Shevtsova is one of thousands of Russians who have abandoned their homes and taken shelter in Belgorod, the nearest big Russian city to the border with Ukraine.
They spend their time drinking coffee, lounging on beds in temporary shelters, picking through piles of donated clothing and wondering when they will be able to go home.
“It’s very scary, we’re frightened, we don’t believe in anything, lately we’ve stopped believing. We jump every time we hear a noise,” Shevtsova, 62, said. “Our children and old people are very scared.”
The number of uprooted Russians is a tiny fraction of the millions of Ukrainians who have become refugees and seen their towns and cities destroyed in the conflict.
But more than 15 months after President Vladimir Putin sent his army into Ukraine, Belgorod and its surrounding region are feeling the blowback from Moscow’s “special military operation” more painfully than any other part of Russia.
In late May, two militia groups made up of Russians fighting on Ukraine’s side crossed over from Ukraine with armoured vehicles in the biggest incursion into Russia since the conflict started, conducting two days of battles with Russian forces.
Russia said it killed more than 70 of them and pushed the rest back across the border.
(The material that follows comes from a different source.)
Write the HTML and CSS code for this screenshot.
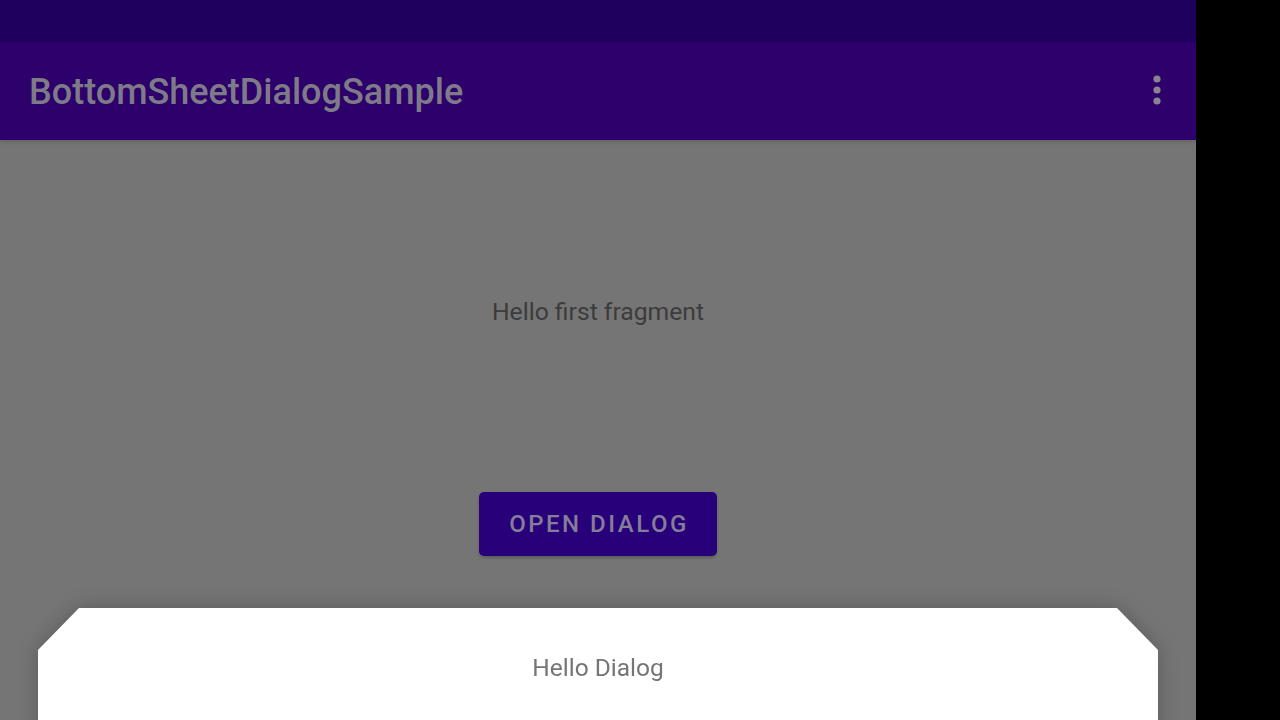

Ukraine said it had nothing to do with the attack, which it cast as internal Russian strife.
MERCENARY FLOATS IDEA OF HELPING BELGOROD
The raid prompted Russian mercenary leader Yevgeny Prigozhin to accuse the military establishment of “playing the fool” by failing to defend Belgorod, and to float the possibility that his Wagner fighters might come to the region’s aid.
Lyudmila Rumyantseva – who, like Shevtsova, fled the town of Shebekino close to the Ukraine border in early June – said help from Prigozhin or Ramzan Kadyrov, the leader of Russia’s southern Chechnya region who also controls his own army, might not go amiss.
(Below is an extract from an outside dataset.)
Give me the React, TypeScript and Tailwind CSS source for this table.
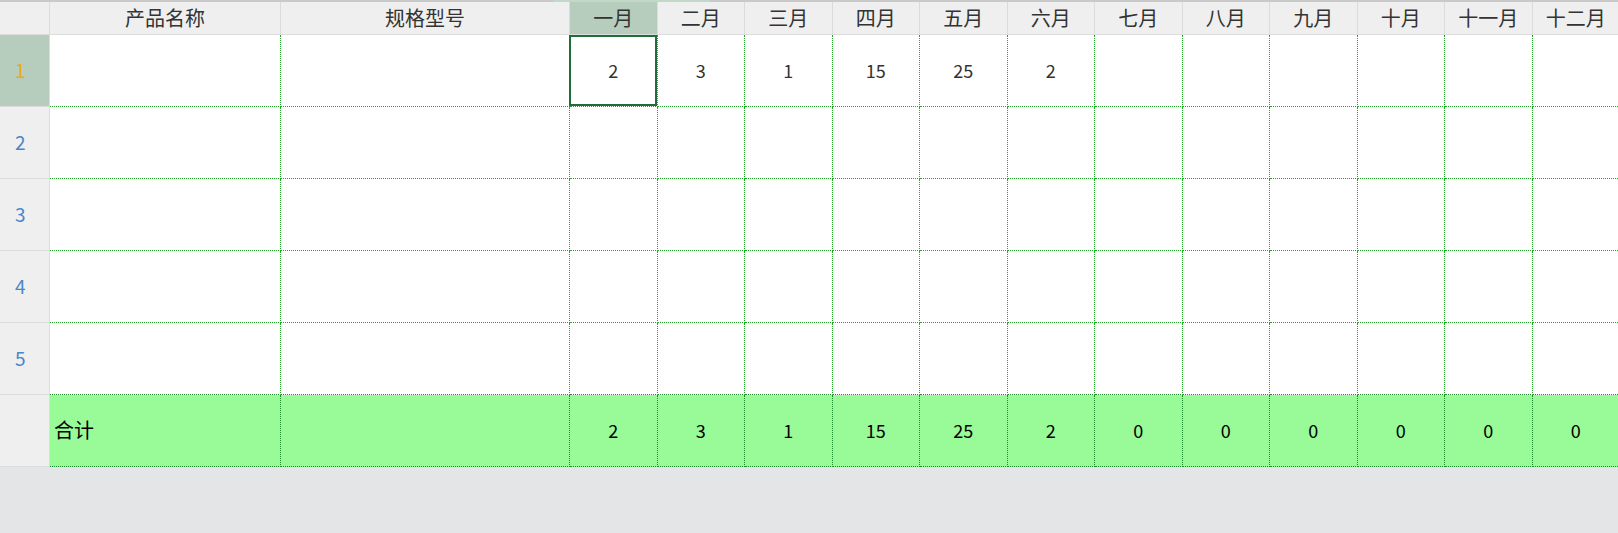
import React from "react";

const months = ["一月", "二月", "三月", "四月", "五月", "六月", "七月", "八月", "九月", "十月", "十一月", "十二月"];
const row1 = ["2", "3", "1", "15", "25", "2", "", "", "", "", "", ""];
const totals = ["2", "3", "1", "15", "25", "2", "0", "0", "0", "0", "0", "0"];

const font = { fontFamily: '"Noto Sans CJK SC", "Noto Sans", sans-serif' };

export default function App() {
  return (
    <div className="w-[1618px] h-[533px] bg-[#e4e5e7] overflow-hidden" style={font}>
      {/* top strip */}
      <div className="flex h-[2px]">
        <div className="w-[553px] bg-[#c9c9c9]" />
        <div className="w-[157px] bg-[#c3d8c8]" />
        <div className="flex-1 bg-[#c9c9c9]" />
      </div>
      <div className="grid grid-cols-[50px_231px_289px_repeat(12,87.5px)] grid-rows-[33px_repeat(6,72px)] w-[1620px]">
        {/* header row */}
        <div className="bg-[#efefef] border-r border-b border-[#dcdcdc]" />
        <div className="bg-[#efefef] border-r border-b border-[#dcdcdc] flex items-center justify-center text-[20px] text-[#333] leading-none">产品名称</div>
        <div className="bg-[#efefef] border-r border-b border-[#dcdcdc] flex items-center justify-center text-[20px] text-[#333] leading-none">规格型号</div>
        {months.map((m, i) => (
          <div
            key={m}
            className={`${i === 0 ? "bg-[#b6cdbe]" : "bg-[#efefef]"} border-r border-b border-[#dcdcdc] flex items-center justify-center text-[20px] text-[#333] leading-none whitespace-nowrap`}
          >
            {m}
          </div>
        ))}

        {/* data rows */}
        {[1, 2, 3, 4, 5].map((r) => {
          const bottom = r === 5 ? "border-[#1f8a2c]" : "border-[#22a62a]";
          return (
            <React.Fragment key={r}>
              <div
                className={`${r === 1 ? "bg-[#b6cdbe] text-[#f0a51c]" : "bg-[#efefef] text-[#4a86c8]"} border-r border-b border-[#dcdcdc] flex items-center pl-[15px] pb-[3px] text-[19px] leading-none`}
              >
                {r}
              </div>
              <div className={`bg-white border-r border-b border-dotted border-r-[#22a62a] ${bottom}`} />
              <div className={`bg-white border-r border-b border-dotted border-r-[#22a62a] ${bottom}`} />
              {months.map((m, i) => (
                <div
                  key={m}
                  className={`relative bg-white border-r border-b border-dotted border-r-[#22a62a] ${bottom} flex items-center justify-center pb-[2px] text-[18px] text-[#333] leading-none`}
                >
                  {r === 1 ? row1[i] : ""}
                  {r === 1 && i === 0 && (
                    <div className="absolute -left-[1px] top-0 right-0 bottom-0 border-2 border-[#1f6e38]" />
                  )}
                </div>
              ))}
            </React.Fragment>
          );
        })}

        {/* total row */}
        <div className="bg-[#efefef] border-r border-b border-[#dcdcdc]" />
        <div className="bg-[#98fb98] border-r border-b border-dotted border-[#1f8a2c] flex items-center pl-[4px] pb-[2px] text-[20px] text-black leading-none">合计</div>
        <div className="bg-[#98fb98] border-r border-b border-dotted border-[#1f8a2c]" />
        {totals.map((t, i) => (
          <div
            key={i}
            className="bg-[#98fb98] border-r border-b border-dotted border-[#1f8a2c] flex items-center justify-center pb-[2px] text-[18px] text-black leading-none"
          >
            {t}
          </div>
        ))}
      </div>
    </div>
  );
}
“I think they have a stricter attitude, more responsible, probably … We’ll be glad to see any of them if they can just return our homes to us,” she said.
Sergei, 66, said he had fled Shebekino when soldiers told him to grab some clothes and leave with them if he wanted to remain alive. He said he had no doubt that Prigozhin’s Wagner group, which includes convicts recruited from Russian jails, would be up to the task.
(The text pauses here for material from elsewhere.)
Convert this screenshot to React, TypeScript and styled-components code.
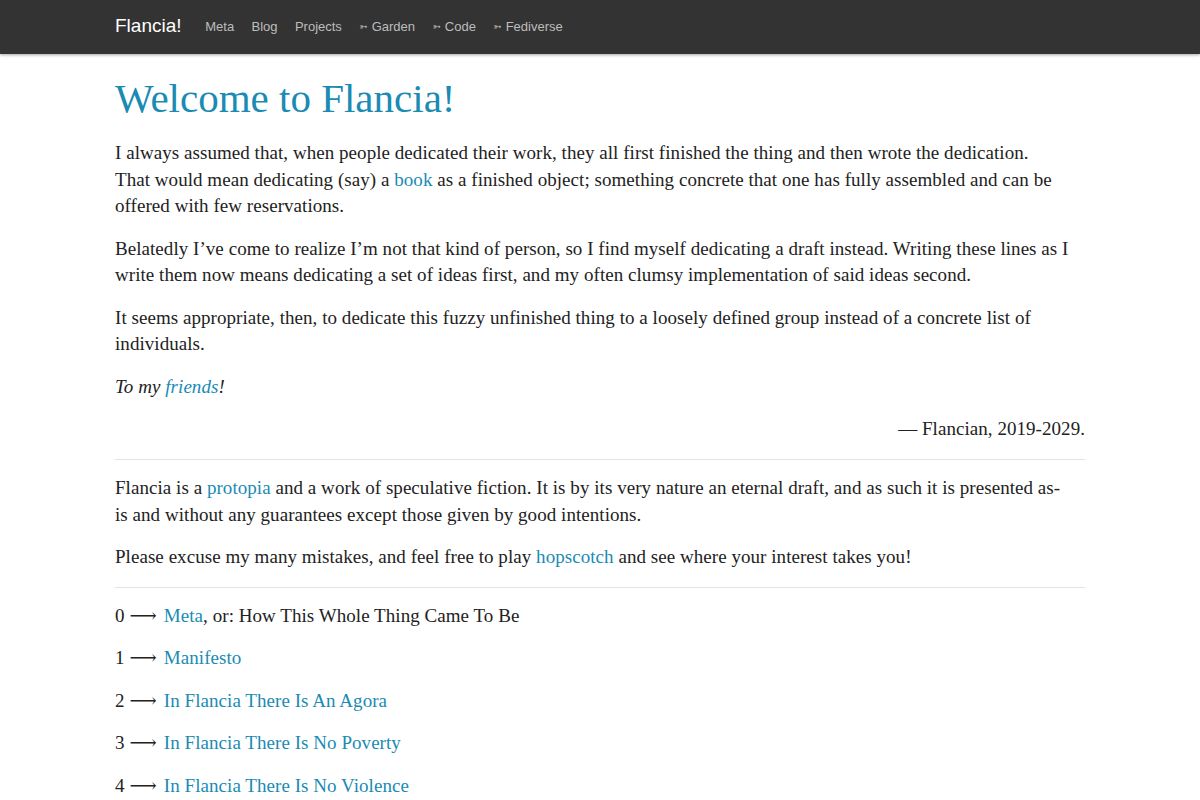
import styled, { createGlobalStyle } from 'styled-components';

const GlobalStyle = createGlobalStyle`
  body {
    margin: 0;
    background: #fff;
    color: #222;
    font-family: "Liberation Serif", "DejaVu Serif", serif;
  }
  a {
    color: #1a8bb3;
    text-decoration: none;
  }
`;

const NavBar = styled.nav`
  background: #333;
  height: 54px;
  box-shadow: 0 1px 3px rgba(0, 0, 0, 0.35);
`;

const NavInner = styled.div`
  width: 970px;
  margin: 0 auto;
  height: 100%;
  display: flex;
  align-items: center;
  padding-bottom: 2px;
  box-sizing: border-box;
  font-family: "Liberation Sans", Arial, sans-serif;
`;

const Brand = styled.a`
  && {
    color: #fff;
  }
  font-size: 19px;
  margin-right: 15px;
`;

const NavLink = styled.a`
  && {
    color: #bdbdbd;
  }
  font-size: 13px;
  padding: 0 8.7px;
`;

const Arrow = styled.span`
  font-family: "DejaVu Sans", sans-serif;
  font-size: 10px;
  margin-right: 4px;
  position: relative;
  top: -1px;
`;

const Main = styled.main`
  width: 970px;
  margin: 0 auto;
  padding-top: 22px;
`;

const Title = styled.h1`
  font-family: "Liberation Serif", serif;
  font-weight: normal;
  font-size: 41px;
  color: #1a8bb3;
  margin: 0 0 19px;
  line-height: 1.1;
`;

const Para = styled.p<{ $right?: boolean }>`
  font-size: 19px;
  letter-spacing: 0.05px;
  line-height: 26.5px;
  margin: 0 0 16px;
  text-align: ${(p) => (p.$right ? 'right' : 'left')};
`;

const Rule = styled.hr`
  border: 0;
  border-top: 1px solid #e3e3e3;
  margin: 15.5px 0 15.5px;
`;

const Chapter = styled(Para)`
  margin-bottom: 15.9px;
`;

const LongArrow = styled.span`
  display: inline-block;
  margin: 0 7px 0 5px;
`;

const navItems: { label: string; ext?: boolean }[] = [
  { label: 'Meta' },
  { label: 'Blog' },
  { label: 'Projects' },
  { label: 'Garden', ext: true },
  { label: 'Code', ext: true },
  { label: 'Fediverse', ext: true },
];

const chapters: { title: string; rest?: string }[] = [
  { title: 'Meta', rest: ', or: How This Whole Thing Came To Be' },
  { title: 'Manifesto' },
  { title: 'In Flancia There Is An Agora' },
  { title: 'In Flancia There Is No Poverty' },
  { title: 'In Flancia There Is No Violence' },
];

export default function App() {
  return (
    <>
      <GlobalStyle />
      <NavBar>
        <NavInner>
          <Brand href="#">Flancia!</Brand>
          {navItems.map((item) => (
            <NavLink key={item.label} href="#">
              {item.ext && <Arrow>➳</Arrow>}
              {item.label}
            </NavLink>
          ))}
        </NavInner>
      </NavBar>
      <Main>
        <Title>Welcome to Flancia!</Title>
        <Para>
          I always assumed that, when people dedicated their work, they all first finished the thing and
          then wrote the dedication.
          <br />
          That would mean dedicating (say) a <a href="#">book</a> as a finished object; something concrete
          that one has fully assembled and can be offered with few reservations.
        </Para>
        <Para>
          Belatedly I’ve come to realize I’m not that kind of person, so I find myself dedicating a draft
          instead. Writing these lines as I write them now means dedicating a set of ideas first, and my
          often clumsy implementation of said ideas second.
        </Para>
        <Para>
          It seems appropriate, then, to dedicate this fuzzy unfinished thing to a loosely defined group
          instead of a concrete list of individuals.
        </Para>
        <Para>
          <em>
            To my <a href="#">friends</a>!
          </em>
        </Para>
        <Para $right>— Flancian, 2019-2029.</Para>
        <Rule />
        <Para>
          Flancia is a <a href="#">protopia</a> and a work of speculative fiction. It is by its very nature
          an eternal draft, and as such it is presented as-
          <br />
          is and without any guarantees except those given by good intentions.
        </Para>
        <Para>
          Please excuse my many mistakes, and feel free to play <a href="#">hopscotch</a> and see where your
          interest takes you!
        </Para>
        <Rule />
        {chapters.map((c, i) => (
          <Chapter key={c.title}>
            {i}
            <LongArrow>⟶</LongArrow>
            <a href="#">{c.title}</a>
            {c.rest}
          </Chapter>
        ))}
      </Main>
    </>
  );
}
“The Wagner guys, if they come, will do their job. They are prisoners. They are real people. Such people should be rewarded,” he said, before adding “that’s enough, otherwise they’ll put me in jail”.
On the surface, life in Belgorod appears largely normal in the warm early summer, with children riding scooters and toy cars in the city’s Victory Park while jaunty pop music blares from loudspeakers.
But reminders of the conflict are not far away. Signs directing people to the nearest shelters are a common sight. Military helicopters are occasionally seen overhead.
Governor Vyacheslav Gladkov felt the need to publish a video on Tuesday reassuring people that there was no enemy presence inside the region.
But his Telegram account every day this week has listed dozens of attacks on villages near the border from mortar rounds, artillery fire or bombs dropped from drones, inflicting no fatalities but causing damage to buildings, vehicles and infrastructure.
Reuters could not independently confirm the attacks. Ukraine does not comment on military operations outside its own borders.
Alexandra Bespalova, another uprooted resident of Shebekino, said she still supported Moscow’s actions in Ukraine, but that Russia needed to do something to protect its own territories.
“I always believed that we were right, that our government is right taking Luhansk, the Donbas region, our Russian people under its wing,” she said.
“But I also believed – and believe – that you have to defend yourself first.”